§ The request
Leave out every picture, and retype exactly the lines from the line with "What React, TypeScript" through the line with "string; pl: string;", both ends included.

§ Records shown

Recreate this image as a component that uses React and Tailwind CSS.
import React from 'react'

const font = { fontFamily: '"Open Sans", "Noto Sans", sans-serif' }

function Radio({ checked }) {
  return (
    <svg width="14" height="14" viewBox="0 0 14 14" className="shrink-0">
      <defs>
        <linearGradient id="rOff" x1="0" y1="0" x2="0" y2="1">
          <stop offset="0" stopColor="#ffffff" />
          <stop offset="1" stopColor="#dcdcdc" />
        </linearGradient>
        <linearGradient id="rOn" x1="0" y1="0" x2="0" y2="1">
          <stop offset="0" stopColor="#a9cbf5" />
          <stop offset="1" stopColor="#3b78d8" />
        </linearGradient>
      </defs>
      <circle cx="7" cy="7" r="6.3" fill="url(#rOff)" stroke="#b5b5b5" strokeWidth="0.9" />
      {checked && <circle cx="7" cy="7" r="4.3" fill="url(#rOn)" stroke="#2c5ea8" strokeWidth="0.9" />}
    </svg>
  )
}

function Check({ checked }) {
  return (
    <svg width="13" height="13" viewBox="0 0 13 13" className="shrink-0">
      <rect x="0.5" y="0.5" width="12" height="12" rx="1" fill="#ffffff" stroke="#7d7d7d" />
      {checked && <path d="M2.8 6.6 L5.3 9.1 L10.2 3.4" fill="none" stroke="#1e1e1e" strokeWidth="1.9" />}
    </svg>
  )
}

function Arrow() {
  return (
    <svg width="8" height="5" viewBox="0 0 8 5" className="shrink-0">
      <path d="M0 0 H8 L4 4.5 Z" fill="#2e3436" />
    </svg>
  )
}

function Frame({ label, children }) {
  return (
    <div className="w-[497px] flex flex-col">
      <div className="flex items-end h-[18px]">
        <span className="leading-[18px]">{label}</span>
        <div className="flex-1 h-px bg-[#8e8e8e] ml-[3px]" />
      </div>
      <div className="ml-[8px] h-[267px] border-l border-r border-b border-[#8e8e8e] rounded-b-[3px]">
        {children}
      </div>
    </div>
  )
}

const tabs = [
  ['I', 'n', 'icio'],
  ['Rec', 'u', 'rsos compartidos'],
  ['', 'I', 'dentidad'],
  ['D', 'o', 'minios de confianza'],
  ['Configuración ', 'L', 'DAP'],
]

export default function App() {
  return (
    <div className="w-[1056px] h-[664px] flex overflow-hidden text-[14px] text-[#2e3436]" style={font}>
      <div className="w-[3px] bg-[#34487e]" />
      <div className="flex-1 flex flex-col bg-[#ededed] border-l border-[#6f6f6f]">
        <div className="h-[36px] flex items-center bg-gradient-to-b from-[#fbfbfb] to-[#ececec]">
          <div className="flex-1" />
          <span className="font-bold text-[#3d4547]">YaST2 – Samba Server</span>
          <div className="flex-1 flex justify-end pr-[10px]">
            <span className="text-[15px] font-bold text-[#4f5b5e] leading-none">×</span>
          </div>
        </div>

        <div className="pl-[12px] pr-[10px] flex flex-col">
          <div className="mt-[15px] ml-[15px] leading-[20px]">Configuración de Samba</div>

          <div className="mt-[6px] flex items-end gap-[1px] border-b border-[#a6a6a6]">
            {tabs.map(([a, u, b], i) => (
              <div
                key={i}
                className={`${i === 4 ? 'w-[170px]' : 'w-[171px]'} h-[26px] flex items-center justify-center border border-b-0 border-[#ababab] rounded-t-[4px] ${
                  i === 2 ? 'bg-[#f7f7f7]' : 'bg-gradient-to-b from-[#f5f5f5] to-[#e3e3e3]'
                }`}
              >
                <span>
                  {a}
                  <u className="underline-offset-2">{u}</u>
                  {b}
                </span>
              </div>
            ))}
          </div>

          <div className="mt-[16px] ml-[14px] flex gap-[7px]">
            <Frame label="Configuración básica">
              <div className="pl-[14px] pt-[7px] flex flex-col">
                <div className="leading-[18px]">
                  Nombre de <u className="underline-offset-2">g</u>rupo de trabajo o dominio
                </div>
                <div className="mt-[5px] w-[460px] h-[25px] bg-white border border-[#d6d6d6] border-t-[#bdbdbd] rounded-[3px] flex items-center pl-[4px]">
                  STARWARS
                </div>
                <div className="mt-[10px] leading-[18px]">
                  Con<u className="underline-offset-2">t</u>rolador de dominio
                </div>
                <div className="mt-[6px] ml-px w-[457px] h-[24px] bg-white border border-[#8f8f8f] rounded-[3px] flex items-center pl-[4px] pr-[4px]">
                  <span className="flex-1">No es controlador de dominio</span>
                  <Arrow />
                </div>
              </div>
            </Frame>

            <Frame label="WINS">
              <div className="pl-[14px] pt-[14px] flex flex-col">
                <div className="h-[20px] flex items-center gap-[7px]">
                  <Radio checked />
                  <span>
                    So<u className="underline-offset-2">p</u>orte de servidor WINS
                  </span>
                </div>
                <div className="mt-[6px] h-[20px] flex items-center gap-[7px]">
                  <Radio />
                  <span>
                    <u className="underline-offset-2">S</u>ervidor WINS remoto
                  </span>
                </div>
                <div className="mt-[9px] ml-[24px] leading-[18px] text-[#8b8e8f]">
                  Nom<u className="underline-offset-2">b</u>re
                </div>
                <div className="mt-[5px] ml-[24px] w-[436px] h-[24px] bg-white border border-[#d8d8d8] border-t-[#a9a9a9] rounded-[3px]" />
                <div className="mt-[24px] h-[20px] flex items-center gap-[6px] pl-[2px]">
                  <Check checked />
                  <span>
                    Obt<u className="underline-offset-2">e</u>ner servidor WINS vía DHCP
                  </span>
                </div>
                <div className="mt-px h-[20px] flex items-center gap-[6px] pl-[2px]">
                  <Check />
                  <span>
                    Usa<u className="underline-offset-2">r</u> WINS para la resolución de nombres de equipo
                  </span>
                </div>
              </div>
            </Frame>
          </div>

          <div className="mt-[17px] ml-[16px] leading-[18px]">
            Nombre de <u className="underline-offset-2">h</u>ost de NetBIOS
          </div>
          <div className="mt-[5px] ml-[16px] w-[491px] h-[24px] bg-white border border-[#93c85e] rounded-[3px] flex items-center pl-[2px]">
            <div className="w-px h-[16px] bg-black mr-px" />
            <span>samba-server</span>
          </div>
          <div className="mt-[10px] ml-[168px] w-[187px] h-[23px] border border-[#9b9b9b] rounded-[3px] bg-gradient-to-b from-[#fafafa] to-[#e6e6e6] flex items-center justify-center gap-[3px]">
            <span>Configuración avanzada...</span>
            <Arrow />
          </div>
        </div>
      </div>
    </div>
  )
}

--

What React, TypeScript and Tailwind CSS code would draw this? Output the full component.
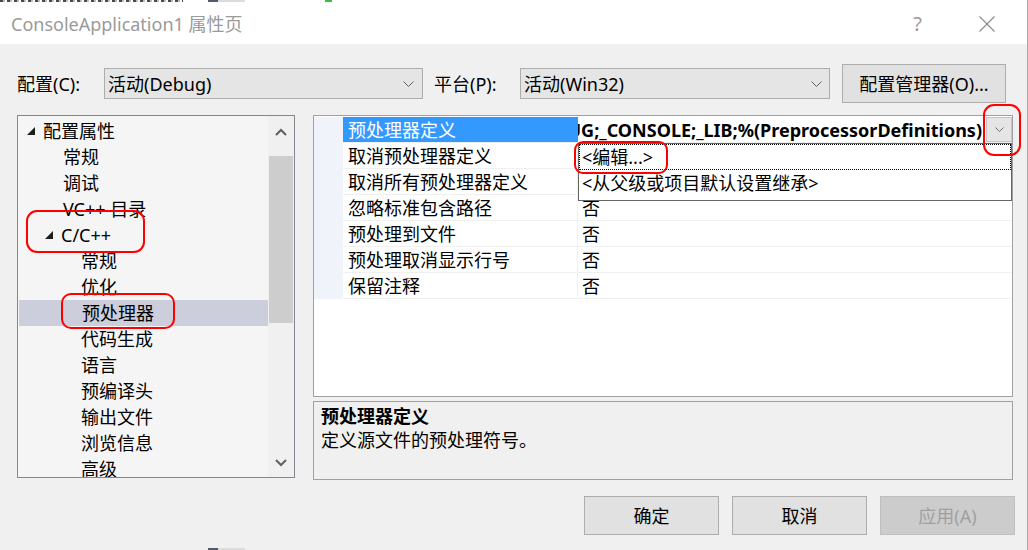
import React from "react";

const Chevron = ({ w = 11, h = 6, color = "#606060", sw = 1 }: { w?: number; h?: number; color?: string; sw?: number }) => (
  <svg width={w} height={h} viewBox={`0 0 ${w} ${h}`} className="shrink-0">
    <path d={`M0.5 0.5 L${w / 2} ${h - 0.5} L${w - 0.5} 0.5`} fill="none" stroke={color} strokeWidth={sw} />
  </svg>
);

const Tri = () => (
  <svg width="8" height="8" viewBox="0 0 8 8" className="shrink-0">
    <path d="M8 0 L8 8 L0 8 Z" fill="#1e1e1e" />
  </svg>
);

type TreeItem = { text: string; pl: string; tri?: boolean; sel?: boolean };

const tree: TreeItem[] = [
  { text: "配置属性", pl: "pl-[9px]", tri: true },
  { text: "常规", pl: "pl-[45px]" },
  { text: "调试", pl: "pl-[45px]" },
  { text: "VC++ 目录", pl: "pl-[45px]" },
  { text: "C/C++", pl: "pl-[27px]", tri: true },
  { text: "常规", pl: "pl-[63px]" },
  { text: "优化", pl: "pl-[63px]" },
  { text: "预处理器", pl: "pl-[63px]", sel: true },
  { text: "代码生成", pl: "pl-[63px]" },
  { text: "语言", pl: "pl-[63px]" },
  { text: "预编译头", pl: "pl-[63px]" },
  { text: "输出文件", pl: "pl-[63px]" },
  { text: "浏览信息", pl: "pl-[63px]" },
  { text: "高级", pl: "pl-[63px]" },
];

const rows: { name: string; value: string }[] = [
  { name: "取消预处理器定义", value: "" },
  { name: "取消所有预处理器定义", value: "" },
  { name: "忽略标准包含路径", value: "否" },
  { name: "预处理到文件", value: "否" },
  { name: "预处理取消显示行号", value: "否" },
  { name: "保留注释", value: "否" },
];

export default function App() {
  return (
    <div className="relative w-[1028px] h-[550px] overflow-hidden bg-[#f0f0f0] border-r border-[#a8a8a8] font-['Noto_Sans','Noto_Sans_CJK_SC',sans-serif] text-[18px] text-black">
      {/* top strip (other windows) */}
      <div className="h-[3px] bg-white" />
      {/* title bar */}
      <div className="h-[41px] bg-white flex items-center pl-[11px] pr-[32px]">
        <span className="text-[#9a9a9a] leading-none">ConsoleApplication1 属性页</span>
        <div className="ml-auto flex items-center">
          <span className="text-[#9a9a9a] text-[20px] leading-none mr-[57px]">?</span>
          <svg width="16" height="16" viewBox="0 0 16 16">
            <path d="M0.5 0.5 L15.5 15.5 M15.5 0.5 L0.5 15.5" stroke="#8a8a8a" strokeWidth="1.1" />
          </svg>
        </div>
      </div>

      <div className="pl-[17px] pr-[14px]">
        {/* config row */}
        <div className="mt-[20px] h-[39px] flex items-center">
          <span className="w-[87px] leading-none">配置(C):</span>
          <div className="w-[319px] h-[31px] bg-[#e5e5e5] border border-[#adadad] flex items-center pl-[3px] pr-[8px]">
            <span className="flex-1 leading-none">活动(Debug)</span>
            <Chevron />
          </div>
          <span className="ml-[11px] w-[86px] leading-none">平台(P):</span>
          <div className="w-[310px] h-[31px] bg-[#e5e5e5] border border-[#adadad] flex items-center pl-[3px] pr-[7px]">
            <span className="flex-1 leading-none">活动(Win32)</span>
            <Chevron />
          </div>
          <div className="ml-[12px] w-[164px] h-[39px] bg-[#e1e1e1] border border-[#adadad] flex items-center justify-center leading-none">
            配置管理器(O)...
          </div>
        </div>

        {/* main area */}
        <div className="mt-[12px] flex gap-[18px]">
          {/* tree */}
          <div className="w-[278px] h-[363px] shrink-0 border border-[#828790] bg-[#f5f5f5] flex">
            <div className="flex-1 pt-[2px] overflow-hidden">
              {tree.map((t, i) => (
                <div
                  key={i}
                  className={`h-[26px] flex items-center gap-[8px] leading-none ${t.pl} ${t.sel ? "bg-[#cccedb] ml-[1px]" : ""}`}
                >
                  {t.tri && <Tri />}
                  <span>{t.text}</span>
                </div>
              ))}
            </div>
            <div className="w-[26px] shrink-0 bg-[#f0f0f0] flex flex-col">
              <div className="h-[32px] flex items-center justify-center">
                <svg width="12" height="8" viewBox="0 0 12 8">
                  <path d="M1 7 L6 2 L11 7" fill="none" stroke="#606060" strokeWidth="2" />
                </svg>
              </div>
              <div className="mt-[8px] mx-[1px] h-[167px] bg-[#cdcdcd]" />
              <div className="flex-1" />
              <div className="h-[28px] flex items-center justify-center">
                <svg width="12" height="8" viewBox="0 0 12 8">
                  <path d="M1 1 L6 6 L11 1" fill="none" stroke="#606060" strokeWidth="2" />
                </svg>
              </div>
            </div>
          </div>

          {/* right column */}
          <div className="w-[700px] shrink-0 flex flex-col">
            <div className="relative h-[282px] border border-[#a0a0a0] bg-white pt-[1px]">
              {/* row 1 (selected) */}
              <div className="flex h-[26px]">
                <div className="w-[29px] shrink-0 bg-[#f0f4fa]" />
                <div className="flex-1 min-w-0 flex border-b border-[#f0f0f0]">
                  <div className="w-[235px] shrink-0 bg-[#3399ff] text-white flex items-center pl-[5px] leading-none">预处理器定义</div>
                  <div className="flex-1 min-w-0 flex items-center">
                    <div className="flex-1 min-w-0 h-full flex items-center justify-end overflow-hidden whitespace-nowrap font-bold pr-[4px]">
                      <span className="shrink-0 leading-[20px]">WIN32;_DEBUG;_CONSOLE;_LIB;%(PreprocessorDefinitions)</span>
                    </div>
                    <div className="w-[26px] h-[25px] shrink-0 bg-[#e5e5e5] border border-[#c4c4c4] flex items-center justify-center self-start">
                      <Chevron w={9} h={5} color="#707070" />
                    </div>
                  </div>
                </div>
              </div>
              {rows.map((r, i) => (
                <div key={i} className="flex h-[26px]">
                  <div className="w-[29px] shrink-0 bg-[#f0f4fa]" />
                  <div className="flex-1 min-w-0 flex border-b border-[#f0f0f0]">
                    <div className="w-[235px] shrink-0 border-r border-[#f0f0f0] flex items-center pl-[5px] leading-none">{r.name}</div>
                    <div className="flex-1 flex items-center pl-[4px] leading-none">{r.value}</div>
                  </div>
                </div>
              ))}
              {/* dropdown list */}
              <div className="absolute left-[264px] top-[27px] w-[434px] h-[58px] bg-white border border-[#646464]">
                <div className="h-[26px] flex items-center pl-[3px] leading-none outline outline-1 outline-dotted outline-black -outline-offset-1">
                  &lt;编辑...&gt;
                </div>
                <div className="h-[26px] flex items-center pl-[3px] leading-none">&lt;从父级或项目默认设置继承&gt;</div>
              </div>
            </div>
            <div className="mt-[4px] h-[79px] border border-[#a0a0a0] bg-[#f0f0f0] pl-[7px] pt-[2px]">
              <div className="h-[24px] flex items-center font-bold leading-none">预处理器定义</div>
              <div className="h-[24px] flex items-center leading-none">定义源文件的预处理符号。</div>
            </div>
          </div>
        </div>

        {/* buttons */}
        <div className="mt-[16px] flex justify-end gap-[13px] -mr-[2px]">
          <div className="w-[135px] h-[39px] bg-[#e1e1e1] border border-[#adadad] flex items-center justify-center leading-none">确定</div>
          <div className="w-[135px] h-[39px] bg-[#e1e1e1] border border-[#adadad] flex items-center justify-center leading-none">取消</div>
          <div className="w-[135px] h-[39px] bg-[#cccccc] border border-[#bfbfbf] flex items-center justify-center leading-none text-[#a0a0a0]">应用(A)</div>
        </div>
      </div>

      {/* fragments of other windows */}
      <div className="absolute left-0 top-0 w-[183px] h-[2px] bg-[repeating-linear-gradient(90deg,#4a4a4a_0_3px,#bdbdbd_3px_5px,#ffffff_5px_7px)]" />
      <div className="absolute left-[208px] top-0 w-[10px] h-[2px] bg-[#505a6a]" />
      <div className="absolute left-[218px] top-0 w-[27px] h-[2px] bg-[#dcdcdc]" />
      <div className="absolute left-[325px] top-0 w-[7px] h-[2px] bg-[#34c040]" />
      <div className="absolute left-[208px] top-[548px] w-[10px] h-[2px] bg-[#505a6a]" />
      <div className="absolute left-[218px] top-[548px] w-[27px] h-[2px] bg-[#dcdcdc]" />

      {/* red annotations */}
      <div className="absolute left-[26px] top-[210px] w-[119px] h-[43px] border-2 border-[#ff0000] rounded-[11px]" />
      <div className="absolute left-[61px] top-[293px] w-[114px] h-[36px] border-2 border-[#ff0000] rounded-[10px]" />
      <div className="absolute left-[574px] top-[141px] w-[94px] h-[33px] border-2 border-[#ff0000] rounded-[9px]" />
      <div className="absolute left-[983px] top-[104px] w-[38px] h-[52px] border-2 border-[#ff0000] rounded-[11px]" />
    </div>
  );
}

...

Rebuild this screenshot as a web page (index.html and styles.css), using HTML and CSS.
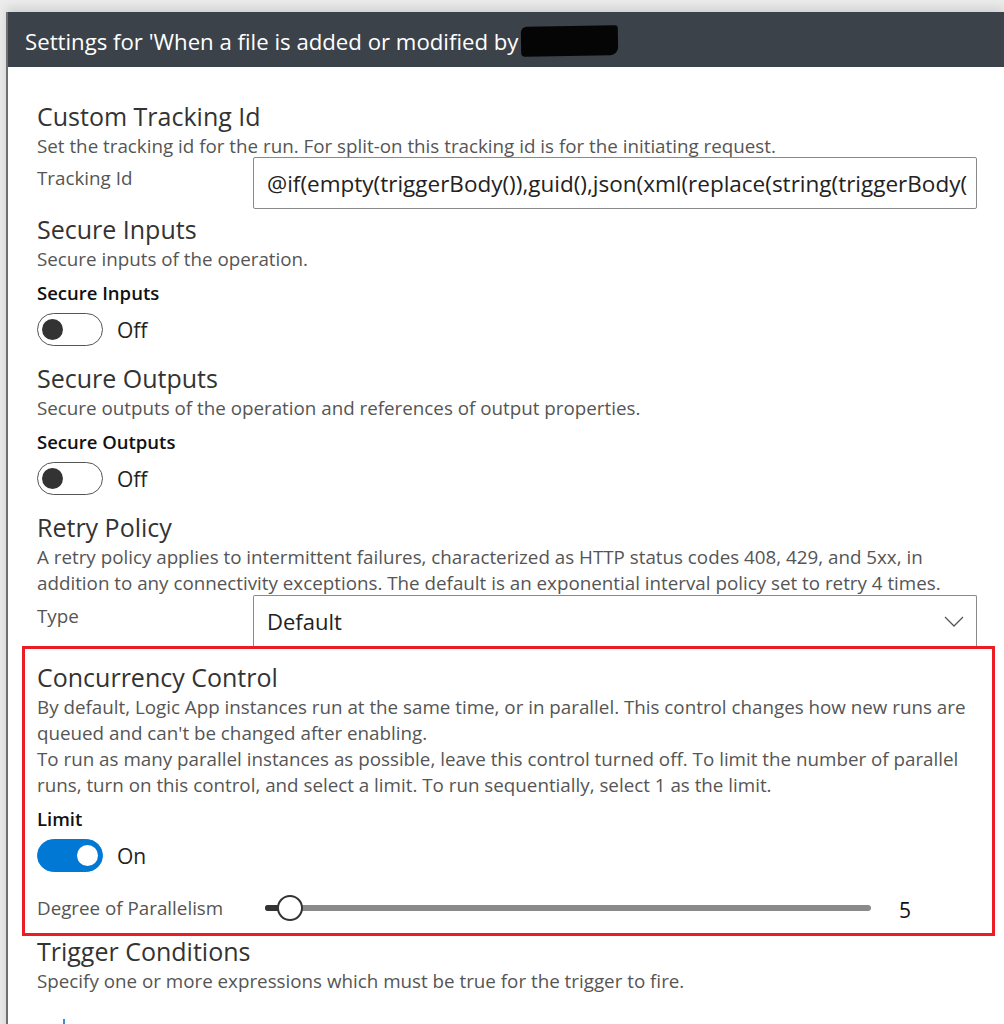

§ Full output
What React, TypeScript and Tailwind CSS code would draw this? Output the full component.
import React from "react";

const Chevron = ({ w = 11, h = 6, color = "#606060", sw = 1 }: { w?: number; h?: number; color?: string; sw?: number }) => (
  <svg width={w} height={h} viewBox={`0 0 ${w} ${h}`} className="shrink-0">
    <path d={`M0.5 0.5 L${w / 2} ${h - 0.5} L${w - 0.5} 0.5`} fill="none" stroke={color} strokeWidth={sw} />
  </svg>
);

const Tri = () => (
  <svg width="8" height="8" viewBox="0 0 8 8" className="shrink-0">
    <path d="M8 0 L8 8 L0 8 Z" fill="#1e1e1e" />
  </svg>
);

type TreeItem = { text: string; pl: string; tri?: boolean; sel?: boolean };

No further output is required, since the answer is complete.